Shotgun Stories begins with Son Hayes sitting in a semi-vacated bedroom in the scruffy landscape of rural southeast Arkansas. His two brothers – Kid (Barlow Jacobs) camps in a tent in the backyard, while Boy (Douglas Ligon) lives out of his truck – are dirt poor. As Son laments one evening as they hang out together in town, “We don’t own the square root of shit.” When Son, an inveterate gambler, announces to Kid that his wife Annie has left him, Kid welcomes the opportunity to move into the house. Their mom turns up one evening with news about their father’s death. At Son’s instigation, the three brothers interrupt the outdoor funeral service. Son tells the assembled second family, “This is the same man that ran out on us, that left us behind to be raised by a hateful woman. He made like we were never born. That’s who this man was, and that’s what he’s answering for today.” He then spits on his casket, setting in motion the ensuing family feud.

Referring to her born-again husband, the second wife tells her son, Cleaman (Michael Abbot Jr.), “He was a different man back then,” but her other son, Mark, comments about Son and his two brothers, “Those three are like a pack of dogs. You can’t expect a dog to have manners,” suggesting the class difference that contributes to their enmity. Cleaman indicates that he has two kids, and that his other brothers – Stephen and John – don’t need to be mixed up in this. Son also has a young son, Carter; Kid has a girlfriend, Cheryl, whom he plans to marry; Boy serves as a basketball coach to young kids, even if the court sits plunk in the midst of a vast open field. One of his players innocently asks Boy, “Did you know that someone wrote ‘suck it’ on the back of your van?”

In Michael Shannon’s compelling yet understated portrayal of Son, he’s a walking time bomb – animosity seems to flow through his veins, inflect his slow gait, and impede his capacity for speech. Son’s co-workers at the fish farm where he’s employed speculate on the shotgun scars that cover his back. There are rumors that they result from robbing a liquor store or messing with someone’s wife. The conversations in Shotgun Stories are for the most part composed of long silences and small talk, with Arkansas basketball and basketball trivia as favorite topics. Son and Kid later discuss love and faithfulness in a scene that seems right out of a film by David Gordon Green, whose influence on other young filmmakers has become markedly evident lately. Son’s advice to Kid – to find a woman you love and love her – might carry more weight if Son wasn’t already separated from his wife.

Shampoo, a local drug dealer who wants to park his car on their property, is very much like Harry in To Sleep With Anger in the sense that he exploits the inherent tensions of the situation. He stokes the flames of resentment by suggesting to Son that Mark plans to kick their butts. When the brothers meet in town, there’s a confrontation in which Son punches Mark, causing a major ruckus that Boy tactfully avoids.
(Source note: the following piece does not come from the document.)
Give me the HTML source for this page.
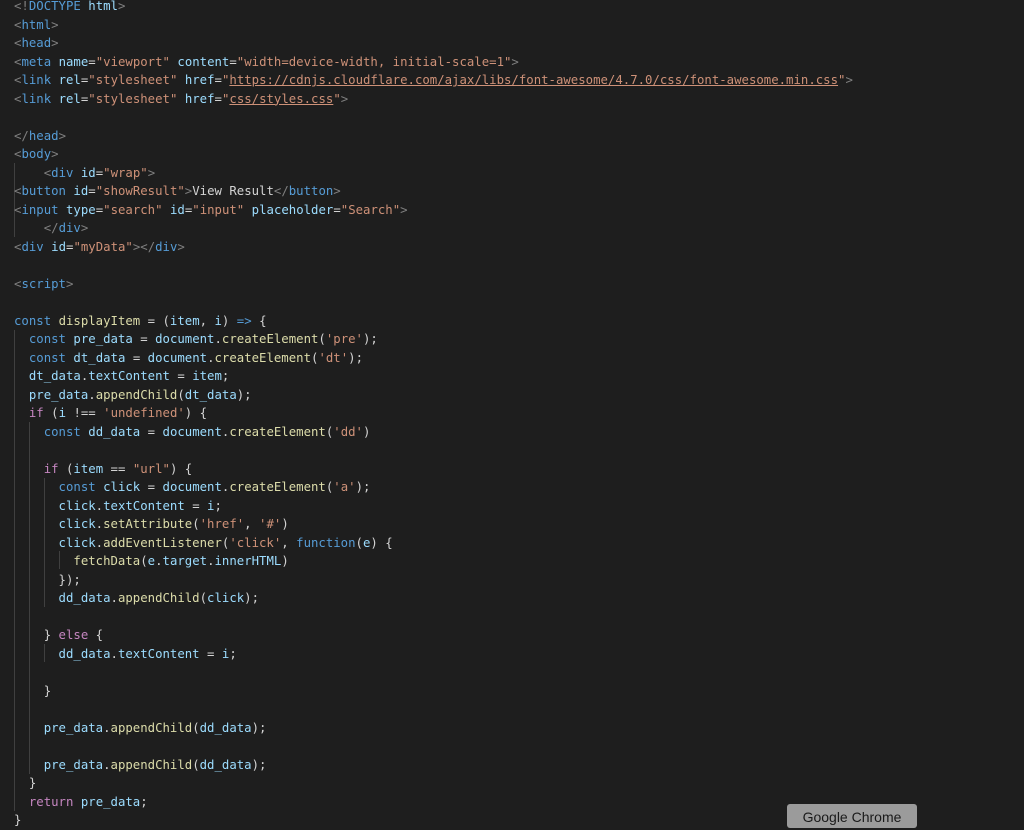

Son later tells him, “That’s the last time you stay out of a fight.” Cleaman attempts to make peace. Son merely responds, “I don’t like you. I don’t like your family.” He threatens to retaliate if anything happens to his brothers.

Boy’s dog dies of a snakebite, but Kid learns from Shampoo that Mark was behind it. He grabs a wooden stick, tracks down Mark, and brutally beats him. We see a knife being flashed, and John and Stephen rushing to aid their brother. Both Mark and Kid end up dead. Once again, Shampoo relays the news that Stephen and John were actually involved. Son tells Boy, “They can take our daddy, good riddance, but they’re not going to take Kid.” The feud escalates from there.

Shotgun Stories is very much a male story. The women merely stand by helplessly, unable to prevent the endless cycle of revenge. Cheryl asks, “Why is this happening?”At least Annie has the good sense to flee. When a person literally has nothing, hatred and an appetite for revenge can easily serve as one’s identity. That’s the case with Son, who places the blame squarely on his mother. In a wide shot, he tells her, “You raised us to hate those boys and we do. And now it’s come to this.” There’s no love or loyalty there, just a residue of inherited anger and hatred that will no doubt be passed on to Son’s own boy, Carter.

Despite its concern with violence and revenge, the film provides an even greater emphasis on the everyday. Nichols, who grew up in Little Rock, uses an anamorphic lens and the larger aspect ratio to capture the desolation of southeast Arkansas – its endless cotton fields, dirt roads, ramshackle houses, and empty main streets. Adam Stone’s striking cinematography leaves an indelible impression of this unforgiving landscape, creating a tight nexus between character and place. This has always been both the strength and rationale of a regionally based independent cinema, which Shotgun Stories so masterfully epitomizes.